Auch die NEUE WESTFÄLISCHE aus Bielefeld greift das Bild vom Gespenst auf:

"Ein Gespenst geht um in Deutschland - das Gespenst der neuen Linkspartei. Allen Mächten des alten politischen Systems wird dabei in der Woche der Entscheidung Angst und Bange. An direkten Stimmen wildern die Neuen vornehmlich bei der SPD, die sich deshalb Sorgen macht. Aber auch das bürgerliche Lager mit CDU/CSU und FDP kann diese Entwicklung nicht entspannt genießen. Denn sollte die Linkspartei mit zweistelligem Ergebnis ins Parlament einziehen, wird es für Schwarz-Gelb eng. Dann läuft vieles auf eine große Koalition zu."

Die Düsseldorfer WESTDEUTSCHE ZEITUNG hält auch andere Koalitionen für möglich:

"Besonders fatal wird es, wenn wegen «PDS&Co» weder die erwartete neue schwarz-gelbe noch die rot-grüne Verbindung eine absolute Mehrheit erreicht. Die Versprechungen von SPD und Grünen, im Bund nicht mit der Linkspartei zu koalieren, wären dann wohl rasch vergessen. Statt des bislang erwarteten liberal-konservativen Schwenks in der deutschen Politik könnten wir plötzlich die linkeste Regierung aller Zeiten erleben. Zur Not bliebe ansonsten als unge- liebte Alternative nur die große Koalition."

Für die NEUE RUHR/NEUE RHEINZEITUNG aus Essen stellt die neue Partei keine Gefahr für die etablierten Parteien dar:

"Die neue «Linkspartei» ist ein verspätetes Ergebnis der deutschen Einheit. Doch da wächst nicht zusammen, was zusammen gehört. Eher Gegenläufiges sammelt sich in einem glanzlosen Bündnis. Sie ist ein buntes Häufchen von Gestrigen und Vorgestrigen. Von Leuten, die die alte Bundesrepublik und die alte DDR nicht missen möchten. Von Enttäuschten und Besitzstandswahrern, die die veränderte Wirklichkeit ausblenden."


Zur unendlichen Geschichte 'Rechtschreibreform'. Die FRANKFURTER ALLGEMEINE ZEITUNG schreibt zur neuesten Entwicklung:

"Der Beschluss der beiden größten deutschen Länder, Bayerns und Nordrhein-Westfalens, die Rechtschreibreform nicht zum 1. August in Kraft zu setzen, kann nur als Akt der Vernunft gewürdigt werden. Wenigstens zwei Ministerpräsidenten haben erkannt, dass sie ihre Schüler nicht in eine vorläufige Lösung treiben dürfen. Denn schon jetzt lässt sich absehen, dass die Schüler die soeben gelernten Regeln vergessen und neue lernen müssen. Das stiftet Verwirrung."
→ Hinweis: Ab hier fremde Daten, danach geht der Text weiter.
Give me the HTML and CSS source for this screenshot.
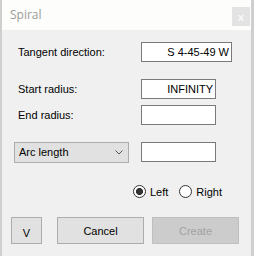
FILE: index.html
```html
<!DOCTYPE html>
<html lang="en">
<head>
    <meta charset="UTF-8">
    <meta name="viewport" content="width=device-width, initial-scale=1.0">
    <title>Spiral</title>
    <link rel="stylesheet" href="styles.css">
</head>
<body>

    <div class="dialog">
        <div class="title-bar">
            <span class="title">Spiral</span>
            <span class="close-btn">x</span>
        </div>

        <div class="content">
            <div class="row">
                <span class="label">Tangent direction:</span>
                <input class="text-box wide" type="text" value="S 4-45-49 W">
            </div>

            <div class="row gap-big">
                <span class="label">Start radius:</span>
                <input class="text-box" type="text" value="INFINITY">
            </div>

            <div class="row gap-small">
                <span class="label">End radius:</span>
                <input class="text-box" type="text" value="">
            </div>

            <div class="row gap-big">
                <div class="combo">
                    <span>Arc length</span>
                    <svg width="8" height="5" viewBox="0 0 8 5">
                        <polyline points="0.5,0.5 4,4 7.5,0.5" fill="none" stroke="#555" stroke-width="1"/>
                    </svg>
                </div>
                <input class="text-box" type="text" value="">
            </div>

            <div class="radio-row">
                <label class="radio"><span class="dot checked"></span>Left</label>
                <label class="radio"><span class="dot"></span>Right</label>
            </div>

            <div class="button-row">
                <button class="btn small">V</button>
                <button class="btn">Cancel</button>
                <button class="btn disabled">Create</button>
            </div>
        </div>
    </div>

</body>
</html>
```

FILE: styles.css
```css
/* Nền phía sau hộp thoại */
body {
    margin: 0;
    background: #cfcfcf;
    font-family: "Liberation Sans", Arial, sans-serif;
    font-size: 11px;
    color: #000;
}

/* Khung hộp thoại */
.dialog {
    margin-left: 2px;
    width: 249px;
    height: 256px;
    background: #f0f0f0;
}

/* Thanh tiêu đề */
.title-bar {
    height: 30px;
    background: #fdfdfb;
    display: flex;
    align-items: center;
    justify-content: space-between;
    padding-left: 8px;
    padding-right: 1px;
    box-sizing: border-box;
}

.title {
    font-family: "Open Sans", sans-serif;
    font-size: 12px;
    color: #9c9c9c;
    margin-top: -1px;
}

.close-btn {
    width: 18px;
    height: 19px;
    background: #e3e3e3;
    color: #f7f7f7;
    font-family: "Open Sans", sans-serif;
    font-size: 11px;
    font-weight: bold;
    display: flex;
    align-items: center;
    justify-content: center;
    margin-top: 3px;
}

.content {
    padding-top: 12px;
}

/* Các dòng nhập liệu */
.row {
    display: flex;
    align-items: center;
    height: 20px;
}

.gap-big {
    margin-top: 17px;
}

.gap-small {
    margin-top: 6px;
}

.label {
    width: 123px;
    margin-left: 16px;
}

.text-box {
    width: 75px;
    height: 20px;
    box-sizing: border-box;
    border: 1px solid #7a7a7a;
    background: #fff;
    font-family: "Liberation Sans", Arial, sans-serif;
    font-size: 11px;
    text-align: right;
    padding: 0 2px;
    margin: 0;
    outline: none;
}

.text-box.wide {
    width: 91px;
}

/* Hộp chọn */
.combo {
    margin-left: 12px;
    margin-right: 12px;
    width: 115px;
    height: 21px;
    box-sizing: border-box;
    border: 1px solid #adadad;
    background: #e1e1e1;
    display: flex;
    align-items: center;
    justify-content: space-between;
    padding: 0 5px 0 4px;
}

/* Nút chọn trái/phải */
.radio-row {
    display: flex;
    margin-top: 23px;
    margin-left: 131px;
    height: 13px;
    align-items: center;
}

.radio {
    display: flex;
    align-items: center;
    margin-right: 11px;
}

.dot {
    width: 13px;
    height: 13px;
    box-sizing: border-box;
    border: 1px solid #333;
    border-radius: 50%;
    background: #fff;
    margin-right: 4px;
}

.dot.checked {
    background: radial-gradient(circle, #333 0, #333 3.3px, #fff 3.8px);
}

/* Hàng nút bấm */
.button-row {
    display: flex;
    margin-top: 19px;
    margin-left: 9px;
}

.btn {
    width: 87px;
    height: 27px;
    box-sizing: border-box;
    border: 1px solid #adadad;
    background: #e1e1e1;
    font-family: "Liberation Sans", Arial, sans-serif;
    font-size: 11px;
    color: #000;
    padding: 0;
    margin-right: 8px;
}

.btn.small {
    width: 31px;
    margin-right: 15px;
    padding-top: 4px;
}

.btn.disabled {
    background: #cccccc;
    border-color: #bfbfbf;
    color: #a2a2a2;
}
```
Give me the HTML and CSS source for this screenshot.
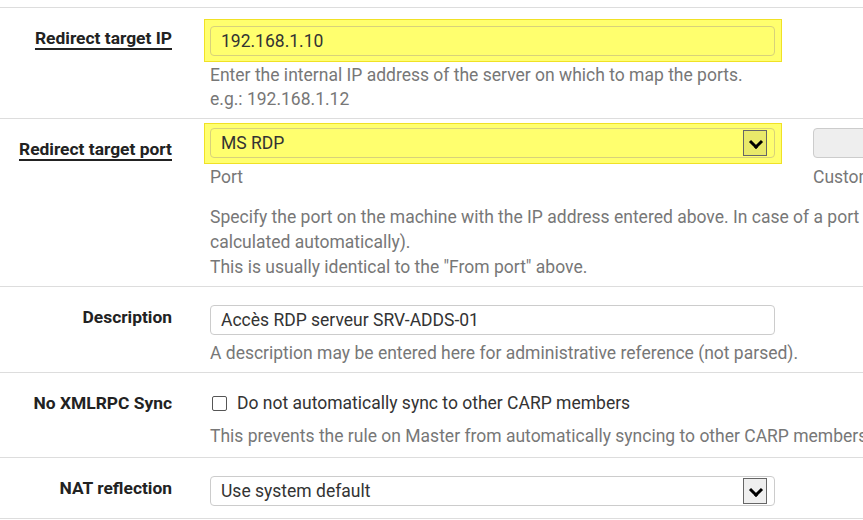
FILE: index.html
```html
<!DOCTYPE html>
<html lang="en">

<head>
    <meta charset="UTF-8">
    <meta name="viewport" content="width=device-width, initial-scale=1.0">
    <title>Port Forward</title>
    <link rel="stylesheet" href="styles.css">
</head>

<body>
    <div class="form">
        <div class="row">
            <div class="label"><span class="link">Redirect target IP</span></div>
            <div class="field">
                <div class="input marked">192.168.1.10</div>
                <div class="help">Enter the internal IP address of the server on which to map the ports.<br>e.g.: 192.168.1.12</div>
            </div>
        </div>

        <div class="row row-port">
            <div class="label"><span class="link">Redirect target port</span></div>
            <div class="field field-top">
                <div class="cols">
                    <div class="col">
                        <div class="input select marked marked-tight">MS RDP<span class="arrow"></span></div>
                        <div class="help">Port</div>
                    </div>
                    <div class="col col-custom">
                        <div class="input disabled"></div>
                        <div class="help">Custom</div>
                    </div>
                </div>
                <div class="help help-block">Specify the port on the machine with the IP address entered above. In case of a port range, specify the beginning port of the range (the end port will be<br>calculated automatically).<br>This is usually identical to the "From port" above.</div>
            </div>
        </div>

        <div class="row">
            <div class="label">Description</div>
            <div class="field">
                <div class="input">Accès RDP serveur SRV-ADDS-01</div>
                <div class="help help-desc">A description may be entered here for administrative reference (not parsed).</div>
            </div>
        </div>

        <div class="row row-sync">
            <div class="label">No XMLRPC Sync</div>
            <div class="field">
                <div class="check"><span class="box"></span>Do not automatically sync to other CARP members</div>
                <div class="help help-check">This prevents the rule on Master from automatically syncing to other CARP members</div>
            </div>
        </div>

        <div class="row row-last">
            <div class="label">NAT reflection</div>
            <div class="field">
                <div class="input select">Use system default<span class="arrow"></span></div>
            </div>
        </div>
    </div>
</body>

</html>
```

FILE: styles.css
```css
* {
    margin: 0;
    padding: 0;
    box-sizing: border-box;
}

body {
    background: #fff;
    font-family: Roboto, "Liberation Sans", sans-serif;
    color: #333;
    overflow: hidden;
}

.form {
    width: 1200px;
    padding-top: 7px;
}

.row {
    display: flex;
    border-top: 1px solid #ddd;
    padding-bottom: 7px;
}

.row-port {
    padding-bottom: 6px;
}

.row-sync {
    padding-bottom: 9px;
}

.row-last {
    padding-bottom: 12px;
    border-bottom: 1px solid #ddd;
}

.label {
    width: 172px;
    flex-shrink: 0;
    padding-top: 18px;
    text-align: right;
    font-size: 17.4px;
    font-weight: bold;
    line-height: 24px;
    color: #222;
}

.link {
    text-decoration: underline;
    text-decoration-thickness: 1.5px;
    text-underline-offset: 4px;
}

.field {
    margin-left: 38px;
    padding-top: 18px;
    flex: 1;
}

.field-top {
    padding-top: 9px;
}

.input {
    position: relative;
    width: 565px;
    height: 30px;
    border: 1px solid #ccc;
    border-radius: 4px;
    padding: 0 10px;
    font-size: 17.5px;
    line-height: 28px;
    color: #333;
    background: #fff;
    white-space: nowrap;
}

.marked {
    background: #ffff6e;
    border-color: #d8d27a;
}

/* highlight box drawn round the field */
.marked::before {
    content: "";
    position: absolute;
    left: -7px;
    right: -8px;
    top: -8px;
    bottom: -7px;
    z-index: -1;
    background: #ffff6e;
    border: 1.5px solid #f0e126;
}

.marked-tight::before {
    top: -6px;
}

.select .arrow {
    position: absolute;
    right: 7px;
    top: 1px;
    width: 24px;
    height: 26px;
    border: 1px solid #666;
    background: #efefef;
}

.marked .arrow {
    background: #e9e96a;
}

.select .arrow::after {
    content: "";
    position: absolute;
    left: 6.5px;
    top: 5.5px;
    width: 7px;
    height: 7px;
    border-right: 3px solid #000;
    border-bottom: 3px solid #000;
    transform: rotate(45deg);
}

.disabled {
    width: 120px;
    background: #eee;
}

.cols {
    display: flex;
}

.col-custom {
    margin-left: 38px;
}

.help {
    margin-top: 7px;
    font-size: 17.5px;
    line-height: 24px;
    color: #777;
    white-space: nowrap;
}

.help-block {
    margin-top: 16px;
    line-height: 25px;
}

.help-desc {
    margin-top: 6px;
}

.check {
    display: flex;
    align-items: center;
    font-size: 17.5px;
    line-height: 24px;
    color: #333;
}

.box {
    width: 15px;
    height: 15px;
    margin: 0 10px 0 2px;
    border: 1px solid #555;
    border-radius: 2px;
    background: #fff;
}

.help-check {
    margin-top: 9px;
}
```
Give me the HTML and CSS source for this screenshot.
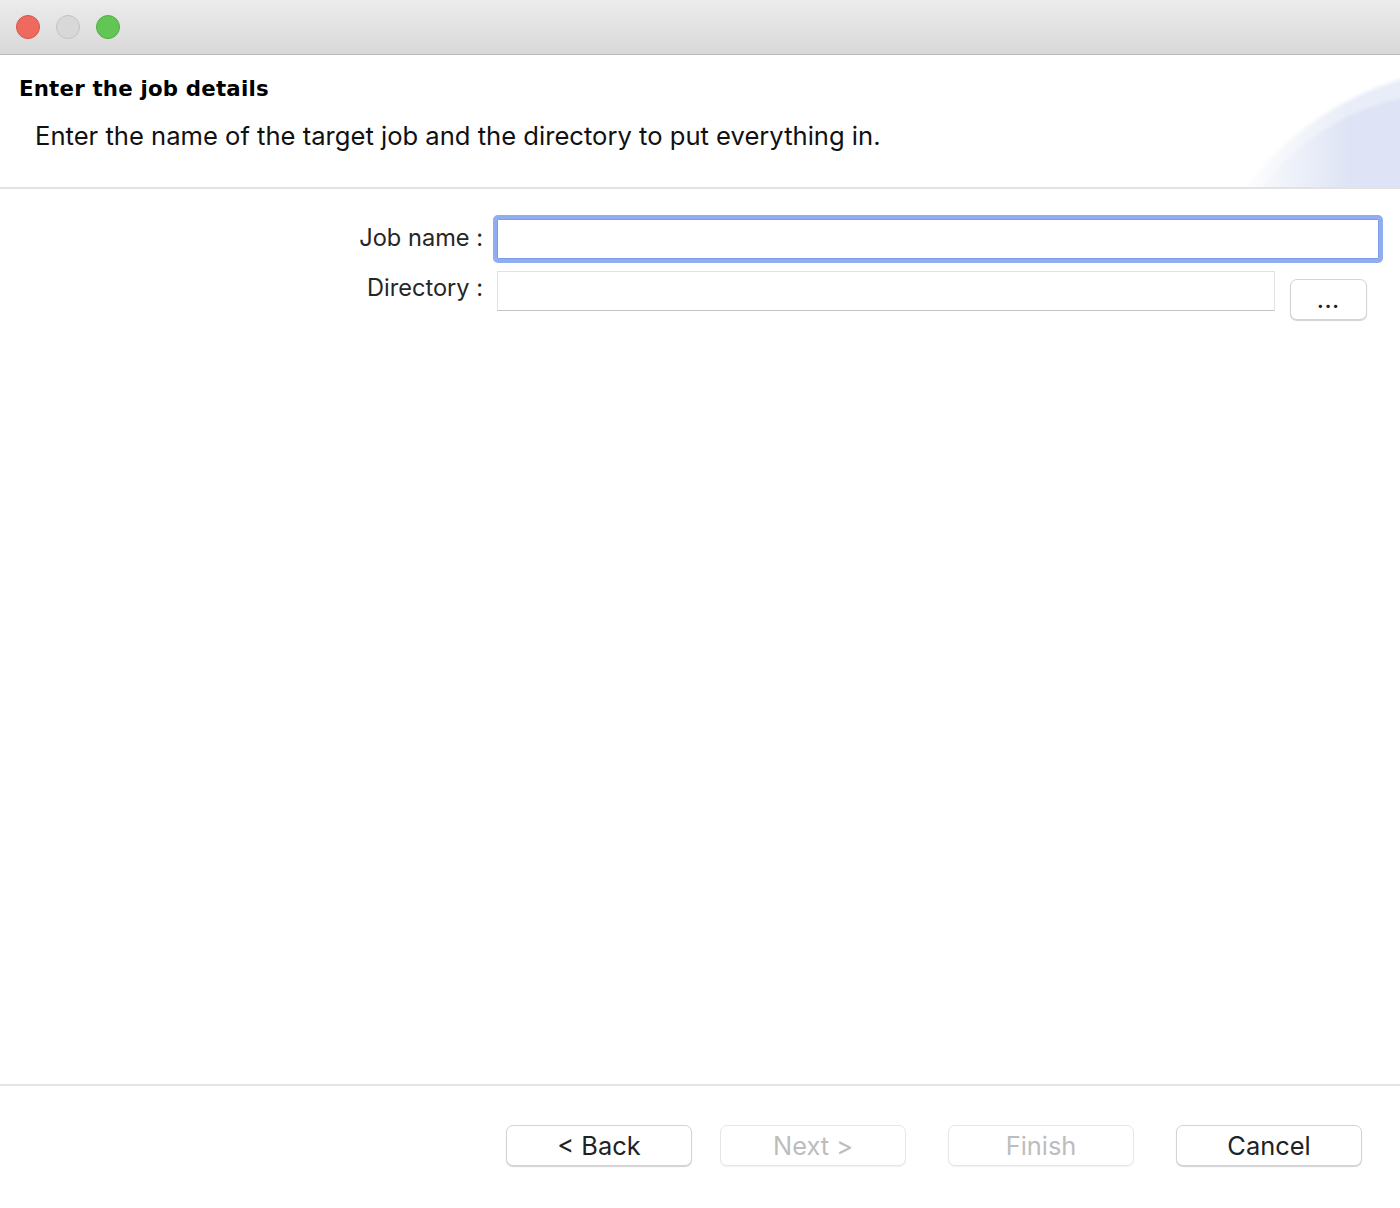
FILE: index.html
```html
<!DOCTYPE html>
<html>
<head>
<meta charset="utf-8">
<link rel="stylesheet" href="styles.css">
</head>
<body>
<div class="window">
  <div class="titlebar">
    <span class="light red"></span>
    <span class="light gray"></span>
    <span class="light green"></span>
  </div>
  <div class="header">
    <div class="title">Enter the job details</div>
    <div class="desc">Enter the name of the target job and the directory to put everything in.</div>
    <div class="deco"></div>
  </div>
  <div class="content">
    <div class="row row-job">
      <label class="label">Job name :</label>
      <div class="input focus"></div>
    </div>
    <div class="row row-dir">
      <label class="label">Directory :</label>
      <div class="input dir"></div>
      <button class="btn small">...</button>
    </div>
  </div>
  <div class="footer">
    <button class="btn wide">&lt; Back</button>
    <button class="btn wide disabled">Next &gt;</button>
    <button class="btn wide disabled gap">Finish</button>
    <button class="btn wide gap">Cancel</button>
  </div>
</div>
</body>
</html>
```
FILE: styles.css
```css
html, body {
  margin: 0;
  padding: 0;
  background: #ffffff;
}
body {
  font-family: Inter, "Liberation Sans", Arial, sans-serif;
  color: #222;
}
.window {
  width: 1400px;
  height: 1208px;
  display: flex;
  flex-direction: column;
  overflow: hidden;
}
.titlebar {
  flex: none;
  background: linear-gradient(#ececec, #d8d8d8);
  border-bottom: 1px solid #b9b9b9;
  display: flex;
  align-items: center;
  padding-left: 16px;
  gap: 16px;
  box-sizing: border-box;
  height: 55px;
}
.light {
  width: 24px;
  height: 24px;
  border-radius: 50%;
  box-sizing: border-box;
}
.red { background: #ee6a5f; border: 1px solid #d5554b; }
.gray { background: #d8d8d8; border: 1px solid #c2c2c2; }
.green { background: #62c655; border: 1px solid #4fae43; }
.header {
  position: relative;
  height: 132px;
  flex: none;
  border-bottom: 2px solid #e2e2e2;
  overflow: hidden;
}
.deco {
  position: absolute;
  right: 0;
  top: 0;
  width: 170px;
  height: 132px;
  background:
    linear-gradient(to right, #ffffff 0%, rgba(255,255,255,0.6) 30%, rgba(255,255,255,0) 70%),
    radial-gradient(circle 238px at 220px 274px, #dee4f5 98%, rgba(222,228,245,0) 100%),
    radial-gradient(ellipse 300px 282px at 262px 290px, #e9edf8 98%, rgba(233,237,248,0) 100%);
}
.title {
  position: relative;
  z-index: 1;
  font-family: "DejaVu Sans", Verdana, sans-serif;
  font-weight: bold;
  font-size: 21.3px;
  letter-spacing: 0.2px;
  color: #000;
  padding: 19px 0 0 19px;
  line-height: 30px;
}
.desc {
  position: relative;
  z-index: 1;
  font-size: 25.6px;
  color: #111;
  padding: 17px 0 0 35px;
  line-height: 30px;
}
.content {
  flex: 1;
  padding-top: 26px;
}
.row {
  display: flex;
  align-items: flex-start;
}
.label {
  width: 484px;
  box-sizing: border-box;
  text-align: right;
  padding-right: 1px;
  font-size: 23.6px;
  color: #262626;
}
.row-job .label {
  line-height: 46px;
}
.input {
  box-sizing: border-box;
  background: #fff;
}
.input.focus {
  margin-left: 9px;
  width: 890px;
  height: 48px;
  border: 4px solid #8fadf0;
  border-radius: 5px;
  box-shadow: inset 0 0 0 1px #7d9ce6;
}
.row-dir {
  margin-top: 8px;
}
.row-dir .label {
  line-height: 34px;
}
.input.dir {
  margin-left: 13px;
  width: 778px;
  height: 40px;
  border: 1px solid #e2e2e2;
  border-bottom: 1px solid #c4c4c4;
}
.btn {
  font-family: Inter, "Liberation Sans", Arial, sans-serif;
  background: #fff;
  border: 1px solid #d4d4d4;
  border-radius: 7px;
  box-shadow: 0 1px 1px rgba(0,0,0,0.18);
  color: #222;
  padding: 0;
  box-sizing: border-box;
}
.btn.small {
  margin-left: 15px;
  margin-top: 8px;
  width: 77px;
  height: 41px;
  font-size: 20px;
  font-weight: bold;
  letter-spacing: 1px;
  line-height: 30px;
  padding-top: 2px;
}
.footer {
  flex: none;
  height: 124px;
  border-top: 2px solid #e4e4e4;
  display: flex;
  align-items: flex-start;
  padding-top: 39px;
  padding-left: 506px;
  box-sizing: border-box;
  gap: 28px;
}
.btn.wide {
  width: 186px;
  height: 41px;
  font-size: 25.4px;
  line-height: 38px;
}
.btn.gap {
  margin-left: 14px;
}
.btn.disabled {
  color: #bdbdbd;
  border-color: #e6e6e6;
  box-shadow: 0 1px 1px rgba(0,0,0,0.06);
}
```
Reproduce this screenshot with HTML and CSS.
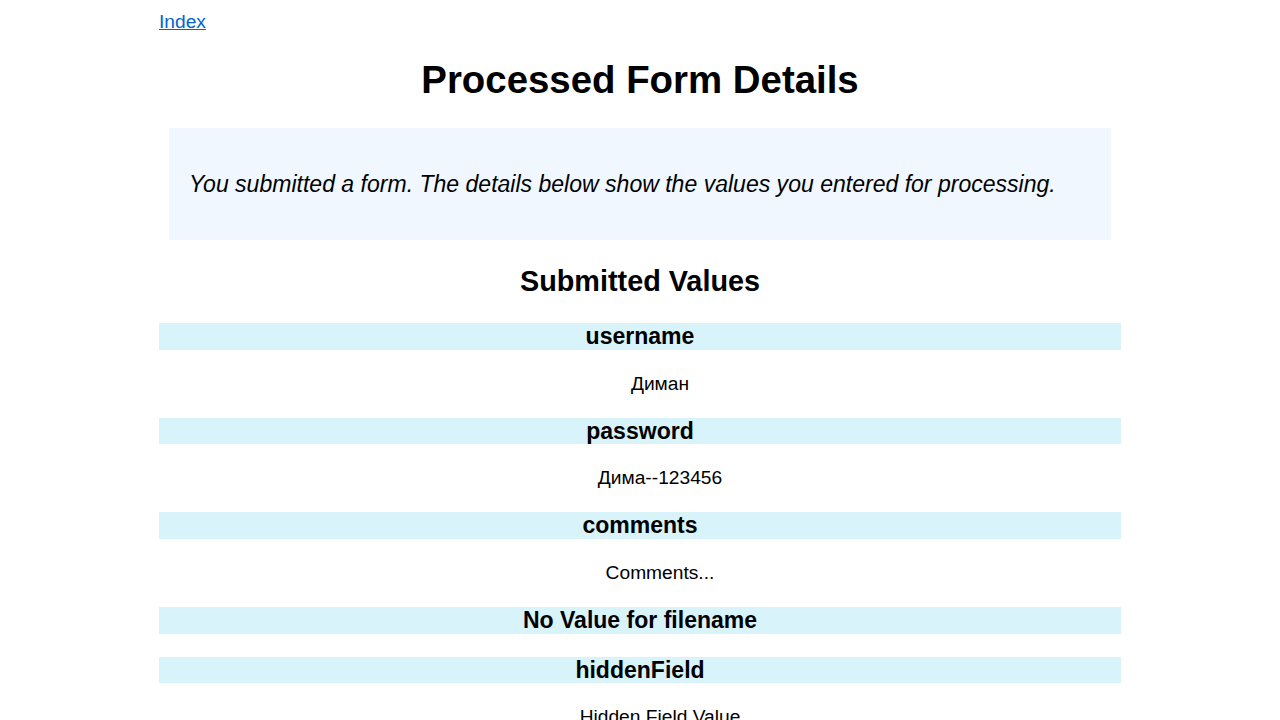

Der MÜNCHNER MERKUR fordert die Rückkehr zur alten Rechtschreibung:

"Dass sich nun ausgerechnet die Kultusministerkonferenz, also das Gremium der sprachpolitischen Triebtäter, über Bayerns Ausscheren entrüstet, ist dreist. Im siebten Jahr ihrer «Reform»-Anstrengungen steht fest: Der deutsche Sprachraum ist zerbrochen. Zwischen Wien, Zürich und Berlin herrscht Anarchie. Zeitungen schreiben anders als Schüler, Schüler anders als Schriftsteller, Deutsche anders als Österreicher, alle gemeinsam anders als der Duden. Was tut es da noch zur Sache, wenn die Bayern anders schreiben als die Berliner? Wegkehren lässt sich dieser Scherbenhafen nicht durch halbherziges Verzögern dieser oder jener Reformschritte. Sondern nur durch die Rückkehr zur bewährten Rechtschreibung."